● REQUIRED WORK
Using the listing below, select the lines with the word "that" and copy them.

● DATA LINES

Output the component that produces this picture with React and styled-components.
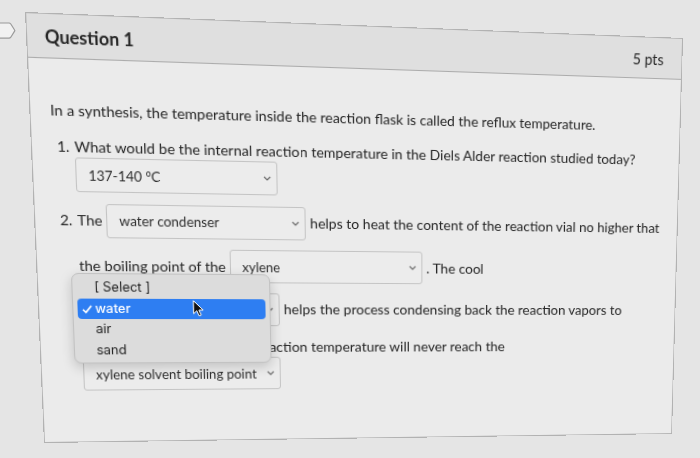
import styled, { createGlobalStyle } from "styled-components";

const GlobalStyle = createGlobalStyle`
  html, body {
    margin: 0;
    padding: 0;
  }
  body {
    background: #e5e5e5;
    font-family: Lato, "Open Sans", sans-serif;
  }
`;

const Page = styled.div`
  width: 700px;
  height: 458px;
  overflow: hidden;
  box-sizing: border-box;
  padding-top: 12px;
  display: flex;
  align-items: flex-start;
  background: #e5e5e5;
`;

const Gutter = styled.div`
  width: 25px;
  flex-shrink: 0;
  padding-top: 10px;
`;

// the screen was photographed at an angle: project the flat card onto that quad
const Card = styled.section`
  width: 645px;
  height: 413px;
  flex-shrink: 0;
  box-sizing: border-box;
  border: 1px solid #b2b2b2;
  background: #ebebeb;
  color: #262626;
  transform-origin: 0 0;
  transform: matrix3d(1.11147, 0.043918, 0, 0.00013877, 0.048274, 1.09507, 0, 0.00011947, 0, 0, 1, 0, 0, 0, 0, 1);
`;

const Header = styled.header`
  height: 41px;
  box-sizing: border-box;
  padding: 2px 19px 0 16px;
  display: flex;
  align-items: center;
  justify-content: space-between;
  background: #dfdfdf;
  border-bottom: 1px solid #acacac;
`;

const Title = styled.h2`
  margin: 0;
  font-size: 16.5px;
  font-weight: 700;
`;

const Points = styled.span`
  font-size: 15px;
`;

const Body = styled.div`
  padding: 38px 0 0 18px;
  font-size: 14px;
  line-height: 20px;
`;

const Prompt = styled.p`
  margin: 0 0 14px;
`;

const List = styled.ol`
  list-style: none;
  margin: 0;
  padding: 0 0 0 5px;
  display: flex;
  flex-direction: column;
  gap: 5px;
`;

const Item = styled.li`
  display: flex;
`;

const Marker = styled.span`
  width: 16px;
  flex-shrink: 0;
  height: ${(p) => p.$h}px;
  display: flex;
  align-items: center;
`;

const Content = styled.div`
  display: flex;
  flex-direction: column;
  align-items: flex-start;
`;

const Row = styled.div`
  height: ${(p) => p.$h}px;
  display: flex;
  align-items: ${(p) => (p.$bottom ? "flex-end" : "center")};
  gap: 4px;
  white-space: nowrap;
`;

const Anchor = styled.div`
  position: relative;
`;

const SelectBox = styled.div`
  width: 192px;
  height: 33px;
  box-sizing: border-box;
  padding: 0 5px 0 11px;
  display: flex;
  align-items: center;
  justify-content: space-between;
  border: 1px solid #c4c4c4;
  border-radius: 3px;
  background: #ececec;
  font-size: 13px;
  color: #2e2e2e;
`;

const Chevron = () => (
  <svg width="8" height="5" viewBox="0 0 8 5">
    <path d="M1 1 L4 4 L7 1" fill="none" stroke="#6a6a6a" strokeWidth="1.2" />
  </svg>
);

const Select = ({ value }) => (
  <SelectBox>
    <span>{value}</span>
    <Chevron />
  </SelectBox>
);

const Menu = styled.div`
  position: absolute;
  left: -8.5px;
  top: -18.5px;
  z-index: 2;
  width: 191px;
  height: 89px;
  box-sizing: border-box;
  padding: 3px 4px;
  background: #dcdcdc;
  border: 1px solid #c2c2c2;
  border-radius: 7px;
  box-shadow: 0 4px 12px rgba(0, 0, 0, 0.18);
  font-family: Inter, "Liberation Sans", sans-serif;
  font-size: 12.5px;
  color: #222;
`;

const Option = styled.div`
  position: relative;
  height: 20.5px;
  padding-left: 17px;
  display: flex;
  align-items: center;
  border-radius: 4px;
  background: ${(p) => (p.$active ? "#2e7ef2" : "transparent")};
  color: ${(p) => (p.$active ? "#fff" : "inherit")};
  font-weight: ${(p) => (p.$active ? 500 : 400)};
`;

const Check = styled.svg`
  position: absolute;
  left: 4px;
  top: 6px;
`;

const Cursor = styled.svg`
  position: absolute;
  left: 114px;
  top: 25px;
`;

const FlagIcon = () => (
  <svg width="16" height="18" viewBox="0 0 16 18">
    <path
      d="M-2 1 H9 Q10 1 10.8 2 L14.6 8 Q15 8.6 14.6 9.2 L10.8 15.2 Q10 16.2 9 16.2 H-2"
      fill="#f1f1f1"
      stroke="#9a9a9a"
      strokeWidth="1.2"
    />
  </svg>
);

export default function App() {
  return (
    <>
      <GlobalStyle />
      <Page>
        <Gutter>
          <FlagIcon />
        </Gutter>
        <Card>
          <Header>
            <Title>Question 1</Title>
            <Points>5 pts</Points>
          </Header>
          <Body>
            <Prompt>
              In a synthesis, the temperature inside the reaction flask is called the reflux temperature.
            </Prompt>
            <List>
              <Item>
                <Marker $h={20}>1.</Marker>
                <Content>
                  <Row $h={20}>
                    What would be the internal reaction temperature in the Diels Alder reaction studied today?
                  </Row>
                  <Select value="137-140 °C" />
                </Content>
              </Item>
              <Item>
                <Marker $h={44}>2.</Marker>
                <Content>
                  <Row $h={44}>
                    <span>The</span>
                    <Select value="water condenser" />
                    <span>helps to heat the content of the reaction vial no higher that</span>
                  </Row>
                  <Row $h={43}>
                    <span>the boiling point of the</span>
                    <Select value="xylene" />
                    <span>. The cool</span>
                  </Row>
                  <Row $h={42}>
                    <Anchor>
                      <Select value="water" />
                      <Menu>
                        <Option>[ Select ]</Option>
                        <Option $active>
                          <Check width="10" height="9" viewBox="0 0 10 9">
                            <path d="M1 4.8 L3.8 7.6 L9 1" fill="none" stroke="#fff" strokeWidth="1.6" />
                          </Check>
                          water
                        </Option>
                        <Option>air</Option>
                        <Option>sand</Option>
                        <Cursor width="11" height="17" viewBox="0 0 11 17">
                          <path
                            d="M0.7 0.7 L0.7 13.6 L3.8 10.7 L6 15.8 L8 14.9 L5.9 10 L10 10 Z"
                            fill="#111"
                            stroke="#fff"
                            strokeWidth="1"
                          />
                        </Cursor>
                      </Menu>
                    </Anchor>
                    <span>helps the process condensing back the reaction vapors to</span>
                  </Row>
                  <Row $h={27} $bottom>
                    liquid form. In this way, the reaction temperature will never reach the
                  </Row>
                  <Row $h={33}>
                    <Select value="xylene solvent boiling point" />
                  </Row>
                </Content>
              </Item>
            </List>
          </Body>
        </Card>
      </Page>
    </>
  );
}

● TASK RESPONSE
Output the component that produces this picture with React and styled-components.
// the screen was photographed at an angle: project the flat card onto that quad
                    <span>helps to heat the content of the reaction vial no higher that</span>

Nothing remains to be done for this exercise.